# Find $x,y,z>0$ such that $x+y+z=1$ and $x^2+y^2+z^2$ is minimal

$x \mapsto x^2$ is a convex function. By Jensen's inequality,

$$x^2+y^2+z^2 = 3\left(\frac{x^2+y^2+z^2}{3}\right) \ge 3\left(\frac{x+y+z}{3}\right)^2 = 3\left(\frac{1}{3}\right)^2 = \frac13$$

Since the equality $x^2+y^2+z^2 = \frac13$ is achieved at $x = y = z = \frac13$, this is the solution you seek.

If you want a more elementary approach, you can use the fact

\begin{align} x^2 + y^2 + z^2 =& \left(x-\frac13+\frac13\right)^2 + \left(y-\frac13+\frac13\right)^2 + \left(z -\frac13 + \frac13\right)^2\\ =& \left(x-\frac13\right)^2 + \left(y-\frac13\right)^2 + \left(z -\frac13\right)^2\\ &+ \frac23\left[\left(x-\frac13\right) + \left(y-\frac13\right) + \left(z -\frac13\right)\right] + 3\left(\frac13\right)^2\\ =& \left(x-\frac13\right)^2 + \left(y-\frac13\right)^2 + \left(z -\frac13\right)^2 + \frac13 \end{align} to arrive at same conclusion.

By Cauchy-Schwarz, for every $x,y,z\in\Bbb R$ we have $$x+y+z=\langle(1,1,1),(x,y,z)\rangle \leq \left\|(1,1,1)\right\|_2\cdot \|(x,y,z)\|_2=\sqrt{3}\cdot \sqrt{x^2+y^2+z^2}$$ Now, if $x+y+z=1$, then squaring both sides and dividing by $3$ gives $$\frac{1}{3}\leq x^2+y^2+z^2$$ This lower bound is then attained for $|x|=|y|=|z|=1/3$.

By elementary geometry.
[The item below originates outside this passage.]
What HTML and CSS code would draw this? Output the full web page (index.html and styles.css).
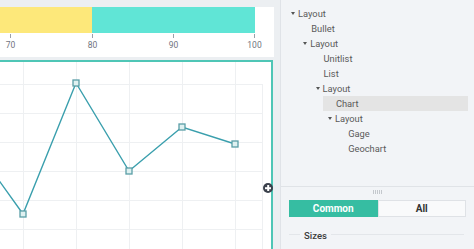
FILE: index.html
```html
<!DOCTYPE html>
<html>
<head>
<meta charset="utf-8">
<link rel="stylesheet" href="styles.css">
</head>
<body>
<div class="app">
  <div class="canvas">
    <div class="card bar-card">
      <svg class="bar-svg" width="274" height="50" viewBox="0 7 274 50">
        <rect x="0" y="7" width="92" height="26" fill="#fde87a"/>
        <rect x="92" y="7" width="163" height="26" fill="#60e5d6"/>
        <g stroke="#9aa0aa" stroke-width="1">
          <line x1="10.5" y1="34" x2="10.5" y2="38"/>
          <line x1="92.5" y1="34" x2="92.5" y2="38"/>
          <line x1="173.5" y1="34" x2="173.5" y2="38"/>
          <line x1="254.5" y1="34" x2="254.5" y2="38"/>
        </g>
        <g class="tick-label" text-anchor="middle">
          <text x="10.5" y="48">70</text>
          <text x="92.5" y="48">80</text>
          <text x="173.5" y="48">90</text>
          <text x="254.5" y="48">100</text>
        </g>
      </svg>
    </div>
    <div class="card chart-card">
      <svg class="line-svg" width="271" height="200" viewBox="0 62 271 200">
        <g stroke="#eef0f2" stroke-width="1">
          <line x1="23.5" y1="62" x2="23.5" y2="262"/>
          <line x1="76.5" y1="62" x2="76.5" y2="262"/>
          <line x1="129.5" y1="62" x2="129.5" y2="262"/>
          <line x1="182.5" y1="62" x2="182.5" y2="262"/>
          <line x1="235.5" y1="62" x2="235.5" y2="262"/>
          <line x1="262.5" y1="84" x2="262.5" y2="262"/>
          <line x1="0" y1="84.5" x2="262" y2="84.5"/>
          <line x1="0" y1="113.5" x2="262" y2="113.5"/>
          <line x1="0" y1="142.5" x2="262" y2="142.5"/>
          <line x1="0" y1="171.5" x2="262" y2="171.5"/>
          <line x1="0" y1="200.5" x2="262" y2="200.5"/>
          <line x1="0" y1="229.5" x2="262" y2="229.5"/>
        </g>
        <polyline fill="none" stroke="#3a9fad" stroke-width="1.4" points="-30,140 23,214 76,83 129,171 182,127 235,144"/>
        <g fill="#dff1f1" stroke="#5a9ea7" stroke-width="1.3">
          <rect x="20" y="211" width="6" height="6"/>
          <rect x="73" y="80" width="6" height="6"/>
          <rect x="126" y="168" width="6" height="6"/>
          <rect x="179" y="124" width="6" height="6"/>
          <rect x="232" y="141" width="6" height="6"/>
        </g>
      </svg>
      <span class="add-btn"></span>
    </div>
  </div>
  <div class="panel">
    <div class="tree">
      <div class="row l0"><span class="caret"></span>Layout</div>
      <div class="row l1">Bullet</div>
      <div class="row l1"><span class="caret"></span>Layout</div>
      <div class="row l2">Unitlist</div>
      <div class="row l2">List</div>
      <div class="row l2"><span class="caret"></span>Layout</div>
      <div class="row l3 selected">Chart</div>
      <div class="row l3"><span class="caret"></span>Layout</div>
      <div class="row l4">Gage</div>
      <div class="row l4">Geochart</div>
    </div>
    <div class="props">
      <div class="handle"><i></i><i></i><i></i><i></i><i></i></div>
      <div class="segmented">
        <div class="seg active">Common</div>
        <div class="seg">All</div>
      </div>
      <div class="section">
        <span class="rule short"></span>
        <span class="section-title">Sizes</span>
        <span class="rule"></span>
      </div>
    </div>
  </div>
</div>
</body>
</html>
```

FILE: styles.css
```css
html, body {
  margin: 0;
  padding: 0;
}
body {
  width: 474px;
  height: 249px;
  overflow: hidden;
  font-family: Roboto, "Liberation Sans", sans-serif;
  background: #f2f4f7;
}
.app {
  display: flex;
  width: 474px;
  height: 249px;
}
.canvas {
  width: 280px;
  flex: none;
  background: #eceff2;
  padding-top: 7px;
  display: flex;
  flex-direction: column;
  gap: 3px;
  overflow: hidden;
  border-right: 1px solid #e0e3e8;
}
.card {
  background: #ffffff;
  flex: none;
}
.bar-card {
  width: 274px;
  height: 50px;
}
.bar-svg, .line-svg {
  display: block;
}
.tick-label {
  font-family: Roboto, "Liberation Sans", sans-serif;
  font-size: 8.5px;
  fill: #6f7480;
}
.chart-card {
  width: 271px;
  height: 200px;
  border: 2px solid #4fc6b6;
  border-left: none;
  position: relative;
}
.add-btn {
  position: absolute;
  left: 263px;
  top: 121px;
  width: 10px;
  height: 10px;
  border-radius: 50%;
  background: #3b414c;
}
.add-btn::before,
.add-btn::after {
  content: "";
  position: absolute;
  background: #ffffff;
  left: 50%;
  top: 50%;
  transform: translate(-50%, -50%);
}
.add-btn::before {
  width: 6px;
  height: 1.6px;
}
.add-btn::after {
  width: 1.6px;
  height: 6px;
}
.panel {
  flex: 1;
  background: #f2f4f7;
  display: flex;
  flex-direction: column;
}
.tree {
  height: 186px;
  flex: none;
  padding: 6px 6px 0 5px;
  box-sizing: border-box;
}
.row {
  height: 15px;
  line-height: 15px;
  font-size: 9.3px;
  color: #5a5a5a;
  padding-left: 13px;
  display: flex;
  align-items: center;
}
.l1 { margin-left: 12.3px; }
.l2 { margin-left: 24.6px; }
.l3 { margin-left: 36.9px; }
.l4 { margin-left: 49.2px; }
.selected {
  background: #e4e4e4;
}
.caret {
  width: 0;
  height: 0;
  border-left: 2.5px solid transparent;
  border-right: 2.5px solid transparent;
  border-top: 3px solid #555;
  margin-left: -8px;
  margin-right: 3px;
}
.props {
  border-top: 1px solid #e0e3e7;
  flex: 1;
  padding: 0 8px;
}
.handle {
  display: flex;
  justify-content: center;
  gap: 1px;
  height: 4px;
  margin-top: 3px;
}
.handle i {
  width: 1px;
  height: 4px;
  background: #c4c8cd;
}
.segmented {
  display: flex;
  margin-top: 6px;
  height: 17px;
}
.seg {
  flex: 1;
  display: flex;
  align-items: center;
  justify-content: center;
  font-size: 10px;
  font-weight: 700;
  color: #333;
  background: #f9fafb;
  border: 1px solid #dfe2e6;
  box-sizing: border-box;
}
.seg.active {
  background: #36bda2;
  border-color: #36bda2;
  color: #ffffff;
}
.section {
  margin-top: 13px;
  height: 12px;
  display: flex;
  align-items: center;
  gap: 4px;
  padding-right: 2px;
}
.rule {
  flex: 1;
  height: 1px;
  background: #e3e6ea;
  margin-top: -3px;
}
.rule.short {
  flex: none;
  width: 11px;
}
.section-title {
  font-size: 9.5px;
  font-weight: 500;
  color: #3c3c3c;
  line-height: 12px;
}
```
You are looking for a point on the plane given by $x+y+z=1$ that is closest to the origin, which means that the vector $(x,y,z)$ from the origin to that point is a normal vector to the plane. This happens if $x=y=z$, which gives you three independent linear equations in $x,y,z$ to solve.